Wednesday, September 5, 2012

After Capitalism

In the vein of becoming the change we want to see in the world, The Guardian is hosting a forum called "After Capitalism."
In the following animation, George Monbiot takes on something of what we mean by "capitalism" and what a different future might hold.

Mr. Monbiot has taken the time to post the text of the video.
To answer the question of what the world will look like after capitalism, we first have to decide what we mean by capitalism. If it means a system that arises from lending money at interest, then there will be no “after capitalism”. Even when usury was banned on pain of execution or excommunication, it continued, so powerful was the profit drive. While executing bankers has much to commend it, it’s likely to be ineffective. Lesser measures would produce even poorer results.
If on the other hand capitalism means something like the current dispensation, which allows a few people to seize much of the wealth generated by everyone, which blocks social mobility, which re-engineers the political system to serve the economic elite, then, yes, there’s a lot we can do about it.
For the past 200 years, men and women have fought stoicly for political democracy.
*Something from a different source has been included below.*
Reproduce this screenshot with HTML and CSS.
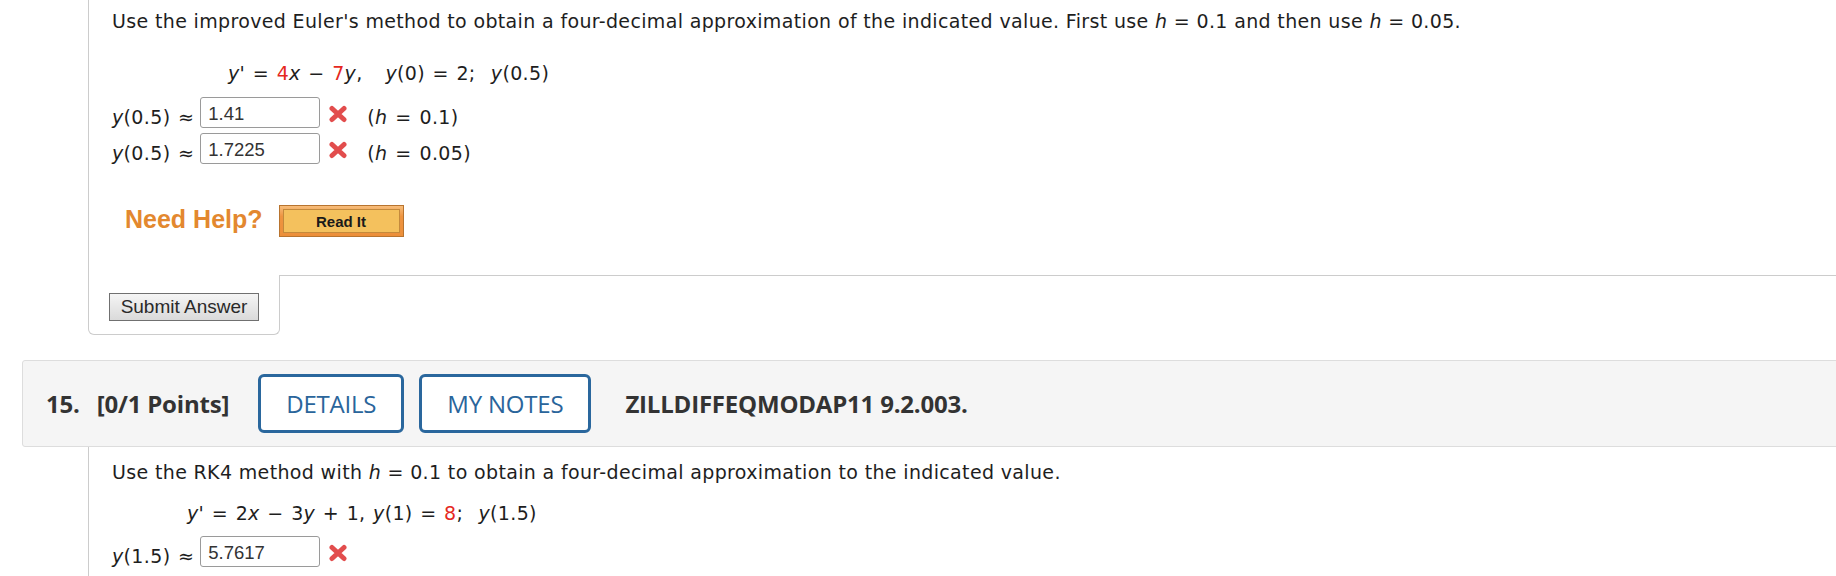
FILE: index.html
```html
<!DOCTYPE html>
<html lang="en">
<head>
<meta charset="utf-8">
<title>Improved Euler / RK4</title>
<link rel="stylesheet" href="styles.css">
</head>
<body>
<div class="page">
  <section class="question">
    <div class="q-body q-body-first">
      <p class="prompt">Use the improved Euler's method to obtain a four-decimal approximation of the indicated value. First use <i>h</i> = 0.1 and then use <i>h</i> = 0.05.</p>
      <p class="eq eq-first"><i>y</i>' = <span class="red">4</span><i>x</i> − <span class="red">7</span><i>y</i>,&nbsp;&nbsp; <i>y</i>(0) = 2;&nbsp; <i>y</i>(0.5)</p>
      <div class="answers">
        <div class="ans-row">
          <span class="ans-label"><i>y</i>(0.5) ≈</span>
          <input class="field" type="text" value="1.41" readonly>
          <svg class="xmark" viewBox="0 0 20 18" aria-hidden="true"><path d="M4 3.5 L16 14.5 M16 3.5 L4 14.5"/></svg>
          <span class="note">(<i>h</i> = 0.1)</span>
        </div>
        <div class="ans-row">
          <span class="ans-label"><i>y</i>(0.5) ≈</span>
          <input class="field" type="text" value="1.7225" readonly>
          <svg class="xmark" viewBox="0 0 20 18" aria-hidden="true"><path d="M4 3.5 L16 14.5 M16 3.5 L4 14.5"/></svg>
          <span class="note">(<i>h</i> = 0.05)</span>
        </div>
      </div>
      <div class="help">
        <span class="need-help">Need Help?</span>
        <span class="read-it"><span class="read-it-inner">Read It</span></span>
      </div>
    </div>
    <div class="q-footer">
      <div class="submit-cell"><button class="submit" type="button">Submit Answer</button></div>
      <div class="footer-rule"></div>
    </div>
  </section>

  <section class="question">
    <header class="q-head">
      <span class="q-num">15.</span>
      <span class="q-points">[0/1 Points]</span>
      <span class="q-btn">DETAILS</span>
      <span class="q-btn">MY NOTES</span>
      <span class="q-code">ZILLDIFFEQMODAP11 9.2.003.</span>
    </header>
    <div class="q-body q-body-second">
      <p class="prompt prompt-second">Use the RK4 method with <i>h</i> = 0.1 to obtain a four-decimal approximation to the indicated value.</p>
      <p class="eq eq-second"><i>y</i>' = 2<i>x</i> − 3<i>y</i> + 1, <i>y</i>(1) = <span class="red">8</span>;&nbsp; <i>y</i>(1.5)</p>
      <div class="answers answers-second">
        <div class="ans-row">
          <span class="ans-label"><i>y</i>(1.5) ≈</span>
          <input class="field" type="text" value="5.7617" readonly>
          <svg class="xmark" viewBox="0 0 20 18" aria-hidden="true"><path d="M4 3.5 L16 14.5 M16 3.5 L4 14.5"/></svg>
        </div>
      </div>
    </div>
  </section>
</div>
</body>
</html>
```

FILE: styles.css
```css
html, body {
  margin: 0;
  padding: 0;
  background: #ffffff;
}

body {
  font-family: "DejaVu Sans", Verdana, sans-serif;
  font-size: 19px;
  letter-spacing: 0.35px;
  color: #1e1e1e;
  overflow: hidden;
}

.page {
  width: 1836px;
  height: 576px;
  overflow: hidden;
}

.q-body {
  margin-left: 88px;
  border-left: 1px solid #cccccc;
  padding-left: 23px;
}

.q-body-first {
  padding-top: 10px;
  padding-bottom: 38px;
}

.prompt {
  margin: 0;
  line-height: 23px;
  white-space: nowrap;
}

.eq {
  margin: 0;
  line-height: 23px;
  white-space: nowrap;
  word-spacing: 1.2px;
}

.eq-first {
  margin-top: 29px;
  padding-left: 116px;
}

.red {
  color: #e5281e;
}

.answers {
  margin-top: 12px;
  display: flex;
  flex-direction: column;
  gap: 5px;
}

.ans-row {
  display: flex;
  align-items: center;
  height: 31px;
}

.ans-label {
  white-space: nowrap;
  padding-top: 9px;
  margin-right: 6px;
  word-spacing: 1.2px;
}

.field {
  box-sizing: border-box;
  width: 120px;
  height: 31px;
  margin: 0;
  padding: 2px 0 0 7px;
  border: 1px solid #9a9a9a;
  border-radius: 3px;
  font-family: "Liberation Sans", Arial, sans-serif;
  font-size: 18.5px;
  letter-spacing: 0;
  color: #333333;
  background: #ffffff;
  outline: none;
}

.xmark {
  width: 20px;
  height: 18px;
  margin-left: 8px;
  margin-top: 2px;
}

.xmark path {
  fill: none;
  stroke: #e24d4d;
  stroke-width: 5;
  stroke-linecap: round;
}

.note {
  margin-left: 19px;
  padding-top: 9px;
  white-space: nowrap;
  word-spacing: 1.5px;
}

.help {
  margin-top: 41px;
  padding-left: 13px;
  display: flex;
  align-items: center;
  height: 32px;
  letter-spacing: 0;
}

.need-help {
  font-family: "Liberation Sans", Arial, sans-serif;
  font-weight: bold;
  font-size: 25px;
  color: #e3882f;
  margin-top: -3px;
}

.read-it {
  box-sizing: border-box;
  margin-left: 16px;
  width: 125px;
  height: 32px;
  padding: 3px;
  border: 1px solid #b8742f;
  background: linear-gradient(#f7bd7a, #ee9440 35%, #ec8f3a);
  display: flex;
}

.read-it-inner {
  flex: 1;
  border: 1px solid #c48a3c;
  background: #f4c15d;
  font-family: "Liberation Sans", Arial, sans-serif;
  font-weight: bold;
  font-size: 15px;
  color: #1a1a1a;
  display: flex;
  align-items: center;
  justify-content: center;
}

.q-footer {
  display: flex;
}

.submit-cell {
  box-sizing: border-box;
  margin-left: 88px;
  width: 192px;
  padding: 18px 0 13px 20px;
  border: 1px solid #cccccc;
  border-top: none;
  border-radius: 0 0 6px 6px;
}

.submit {
  box-sizing: border-box;
  width: 150px;
  height: 28px;
  margin: 0;
  padding: 0;
  border: 1px solid #707070;
  border-radius: 0;
  background: linear-gradient(#f5f5f5, #dadada);
  font-family: "Liberation Sans", Arial, sans-serif;
  font-size: 19px;
  letter-spacing: 0;
  color: #2a2a2a;
  display: block;
}

.footer-rule {
  flex: 1;
  border-top: 1px solid #cccccc;
}

.q-head {
  margin-top: 25px;
  margin-left: 22px;
  margin-right: -10px;
  border: 1px solid #dddddd;
  border-radius: 3px;
  background: #f5f5f5;
  padding: 13px 0 13px 23px;
  display: flex;
  align-items: center;
  font-family: "Open Sans", "Noto Sans", sans-serif;
  font-size: 24px;
  letter-spacing: -0.2px;
  color: #333333;
}

.q-num,
.q-points,
.q-code {
  font-weight: bold;
  white-space: nowrap;
}

.q-points {
  margin-left: 17px;
}

.q-btn {
  box-sizing: border-box;
  height: 59px;
  padding: 0 25px;
  border: 3px solid #2a679d;
  border-radius: 6px;
  background: #ffffff;
  color: #2a659b;
  display: flex;
  align-items: center;
  white-space: nowrap;
  margin-left: 15px;
}

.q-points + .q-btn {
  margin-left: 29px;
}

.q-code {
  margin-left: 34px;
}

.q-body-second {
  padding-top: 14px;
  height: 200px;
}

.eq-second {
  margin-top: 18px;
  padding-left: 75px;
}

.answers-second {
  margin-top: 11px;
}
```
Now we should fight for economic democracy. The natural wealth of the world, its land, its soils, its crops, minerals, water, forests, fish, is limited. The wealth arising from its use and multiplied through all the complex layers of the modern economy, is also limited, bounded ultimately, as the subprime mortgage crisis showed us, by the real value of assets in the physical world. Just as it was wrong for monarchs and aristocrats to concentrate so much political power in their hands, so it is wrong that billionaires and corporations should be permitted to seize so much of the common treasury of humankind: the wealth arising from the use of a finite planet.